Разработанный в 2007–2008 годах проект реставрации архитектурного памятника дал надежду на то, что терем вновь обретет прежний вид. Однако из-за недостатка финансирования не все задуманное удалось осуществить. Например, так и не были восстановлены балконы на восточной и западной сторонах здания. Тем не менее сказочный облик дачи Бугрова вызывает восхищение и в наши дни, а участок, на котором она расположена, в теплое время года напоминает райский сад – с цветниками, клумбами, благоухающими кустарниками, живописными пеньками, старыми липами и лиственницами.

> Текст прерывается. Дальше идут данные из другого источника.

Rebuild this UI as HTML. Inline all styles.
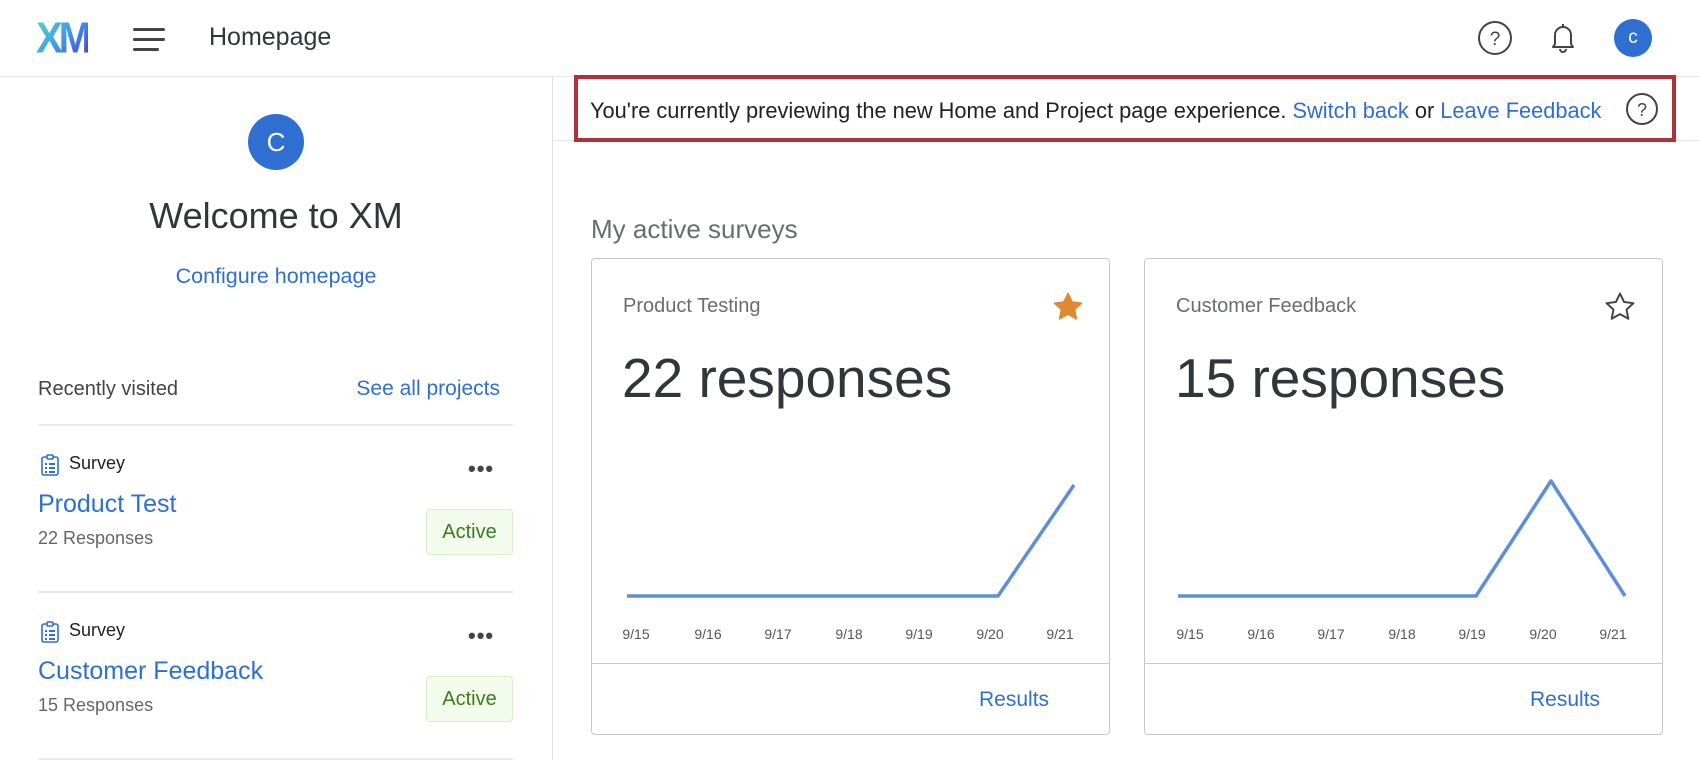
<!DOCTYPE html>
<html><head><meta charset="utf-8"><style>
*{margin:0;padding:0;box-sizing:border-box}
body{width:1700px;height:760px;overflow:hidden;background:#fff;font-family:"Liberation Sans",sans-serif;color:#32363a;position:relative}
.a{position:absolute;white-space:nowrap}
.blue{color:#2f6fd1}
.card{position:absolute;top:258px;width:519px;height:477px;border:1px solid #c6c8cc;border-radius:4px}
.lbl{position:absolute;top:626px;font-size:14px;color:#555;transform:translateX(-50%)}
.badge{position:absolute;left:426px;width:87px;height:46px;background:#f3fbec;border:1px solid #d8efc8;border-radius:4px;color:#3a7d1e;font-size:20px;text-align:center;line-height:44px}
</style></head><body>
<!-- header -->
<div class="a" style="left:36px;top:16px;font-size:40px;font-weight:bold;letter-spacing:-4px;transform:scaleY(1.1);background:linear-gradient(135deg,#5fd6b9,#3f9ee8 50%,#4a2de0);-webkit-background-clip:text;color:transparent;">XM</div>
<div class="a" style="left:133px;top:28px;width:32px;height:3px;background:#444;border-radius:2px"></div>
<div class="a" style="left:133px;top:38px;width:32px;height:3px;background:#444;border-radius:2px"></div>
<div class="a" style="left:133px;top:48px;width:26px;height:3px;background:#444;border-radius:2px"></div>
<div class="a" style="left:209px;top:23px;font-size:25px;color:#32363a">Homepage</div>
<svg class="a" style="left:1477px;top:20px" width="36" height="36" viewBox="0 0 36 36"><circle cx="18" cy="18" r="16" fill="none" stroke="#444" stroke-width="2"/><text x="18" y="25" font-size="19" text-anchor="middle" fill="#444" font-family="Liberation Sans">?</text></svg>
<svg class="a" style="left:1546px;top:20px" width="34" height="36" viewBox="0 0 34 36"><path d="M7 27 L9 24 V15 A8 8 0 0 1 25 15 V24 L27 27 Z" fill="none" stroke="#444" stroke-width="2" stroke-linejoin="round"/><path d="M14 29 A3 3 0 0 0 20 29" fill="none" stroke="#444" stroke-width="2"/><line x1="17" y1="4" x2="17" y2="7" stroke="#444" stroke-width="2"/></svg>
<div class="a" style="left:1614px;top:19px;width:38px;height:38px;border-radius:50%;background:#2f6fd1;color:#fff;font-size:19px;text-align:center;line-height:38px">c</div>
<div class="a" style="left:0;top:76px;width:1700px;height:1px;background:#e2e2e2"></div>
<!-- sidebar -->
<div class="a" style="left:552px;top:76px;width:1px;height:684px;background:#e2e2e2"></div>
<div class="a" style="left:248px;top:114px;width:56px;height:56px;border-radius:50%;background:#2f6fd1;color:#fff;font-size:26px;text-align:center;line-height:56px">C</div>
<div class="a" style="left:0;width:552px;top:195px;text-align:center;font-size:36px;color:#32363a">Welcome to XM</div>
<div class="a blue" style="left:0;width:552px;top:264px;text-align:center;font-size:21.5px">Configure homepage</div>
<div class="a" style="left:38px;top:378px;font-size:20px;color:#444">Recently visited</div>
<div class="a blue" style="right:1200px;top:377px;font-size:21px">See all projects</div>
<div class="a" style="left:38px;top:424px;width:475px;height:2px;background:#eaeaea"></div>
<!-- item 1 -->
<svg class="a" style="left:40px;top:453px" width="20" height="24" viewBox="0 0 20 24"><rect x="2" y="4" width="16" height="18" rx="2" fill="none" stroke="#2f6fd1" stroke-width="1.6"/><rect x="7" y="2" width="6" height="4" rx="1" fill="#fff" stroke="#2f6fd1" stroke-width="1.6"/><g fill="#2f6fd1"><rect x="5" y="10" width="2" height="2"/><rect x="9" y="10" width="6" height="2"/><rect x="5" y="14" width="2" height="2"/><rect x="9" y="14" width="6" height="2"/><rect x="5" y="18" width="2" height="2"/><rect x="9" y="18" width="6" height="2"/></g></svg>
<div class="a" style="left:69px;top:453px;font-size:18px;color:#222">Survey</div>
<div class="a" style="left:468px;top:456px;font-size:22px;color:#444;letter-spacing:1px;font-weight:bold">•••</div>
<div class="a blue" style="left:38px;top:490px;font-size:25px">Product Test</div>
<div class="a" style="left:38px;top:528px;font-size:18px;color:#666">22 Responses</div>
<div class="badge" style="top:509px">Active</div>
<div class="a" style="left:38px;top:591px;width:475px;height:2px;background:#eaeaea"></div>
<!-- item 2 -->
<svg class="a" style="left:40px;top:620px" width="20" height="24" viewBox="0 0 20 24"><rect x="2" y="4" width="16" height="18" rx="2" fill="none" stroke="#2f6fd1" stroke-width="1.6"/><rect x="7" y="2" width="6" height="4" rx="1" fill="#fff" stroke="#2f6fd1" stroke-width="1.6"/><g fill="#2f6fd1"><rect x="5" y="10" width="2" height="2"/><rect x="9" y="10" width="6" height="2"/><rect x="5" y="14" width="2" height="2"/><rect x="9" y="14" width="6" height="2"/><rect x="5" y="18" width="2" height="2"/><rect x="9" y="18" width="6" height="2"/></g></svg>
<div class="a" style="left:69px;top:620px;font-size:18px;color:#222">Survey</div>
<div class="a" style="left:468px;top:623px;font-size:22px;color:#444;letter-spacing:1px;font-weight:bold">•••</div>
<div class="a blue" style="left:38px;top:657px;font-size:25px">Customer Feedback</div>
<div class="a" style="left:38px;top:695px;font-size:18px;color:#666">15 Responses</div>
<div class="badge" style="top:676px">Active</div>
<div class="a" style="left:38px;top:758px;width:475px;height:2px;background:#eaeaea"></div>
<!-- banner -->
<div class="a" style="left:553px;top:140px;width:1147px;height:1px;background:#e2e2e2"></div>
<div class="a" style="left:574px;top:75px;width:1102px;height:67px;border:4px solid #b1303a;background:#fff"></div>
<div class="a" style="left:590px;top:98px;font-size:21.8px;color:#222">You're currently previewing the new Home and Project page experience. <span class="blue">Switch back</span> or <span class="blue">Leave Feedback</span></div>
<svg class="a" style="left:1625px;top:92px" width="34" height="34" viewBox="0 0 34 34"><circle cx="17" cy="17" r="15" fill="none" stroke="#444" stroke-width="2"/><text x="17" y="24" font-size="18" text-anchor="middle" fill="#444" font-family="Liberation Sans">?</text></svg>
<div class="a" style="left:591px;top:214px;font-size:26px;color:#6a6d70">My active surveys</div>
<!-- cards -->
<div class="card" style="left:591px"></div>
<div class="card" style="left:1144px"></div>
<div class="a" style="left:623px;top:295px;font-size:20px;color:#6a6d70">Product Testing</div>
<div class="a" style="left:1176px;top:295px;font-size:20px;color:#6a6d70">Customer Feedback</div>
<svg class="a" style="left:1051px;top:290px" width="34" height="34" viewBox="0 0 24 24"><path d="M12 2.5l2.9 6 6.6.8-4.9 4.5 1.3 6.5L12 17l-5.9 3.3 1.3-6.5L2.5 9.3l6.6-.8z" fill="#dd8a33" stroke="#dd8a33" stroke-width="1.2" stroke-linejoin="round"/></svg>
<svg class="a" style="left:1603px;top:290px" width="34" height="34" viewBox="0 0 24 24"><path d="M12 2.5l2.9 6 6.6.8-4.9 4.5 1.3 6.5L12 17l-5.9 3.3 1.3-6.5L2.5 9.3l6.6-.8z" fill="none" stroke="#444" stroke-width="1.4" stroke-linejoin="round"/></svg>
<div class="a" style="left:622px;top:346px;font-size:55px;color:#32363a">22 responses</div>
<div class="a" style="left:1175px;top:346px;font-size:55px;color:#32363a">15 responses</div>
<svg class="a" style="left:0;top:0" width="1700" height="760"><polyline points="627,596 998,596 1074,485" fill="none" stroke="#5b8fd8" stroke-width="3.5" stroke-linejoin="round"/><polyline points="1178,596 1476,596 1551,481 1625,596" fill="none" stroke="#5b8fd8" stroke-width="3.5" stroke-linejoin="round"/></svg>
<div class="lbl" style="left:636px">9/15</div><div class="lbl" style="left:708px">9/16</div><div class="lbl" style="left:778px">9/17</div><div class="lbl" style="left:849px">9/18</div><div class="lbl" style="left:919px">9/19</div><div class="lbl" style="left:990px">9/20</div><div class="lbl" style="left:1060px">9/21</div>
<div class="lbl" style="left:1190px">9/15</div><div class="lbl" style="left:1261px">9/16</div><div class="lbl" style="left:1331px">9/17</div><div class="lbl" style="left:1402px">9/18</div><div class="lbl" style="left:1472px">9/19</div><div class="lbl" style="left:1543px">9/20</div><div class="lbl" style="left:1613px">9/21</div>
<div class="a" style="left:592px;top:663px;width:517px;height:1px;background:#c6c8cc"></div>
<div class="a" style="left:1145px;top:663px;width:517px;height:1px;background:#c6c8cc"></div>
<div class="a blue" style="left:979px;top:688px;font-size:21px">Results</div>
<div class="a blue" style="left:1530px;top:688px;font-size:21px">Results</div>
</body></html>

Теремок имеет статус объекта культурного наследия регионального значения. Сейчас здесь находится Володарский районный музей.
В Володарск легко добраться на электричке из Нижнего Новгорода – выходите на станции Сейма. Терем Бугрова расположен в десяти-пятнадцати минутах ходьбы от железнодорожных путей. Если хотите попасть внутрь здания, заранее проверьте, в какие дни и часы работает Володарский районный музей.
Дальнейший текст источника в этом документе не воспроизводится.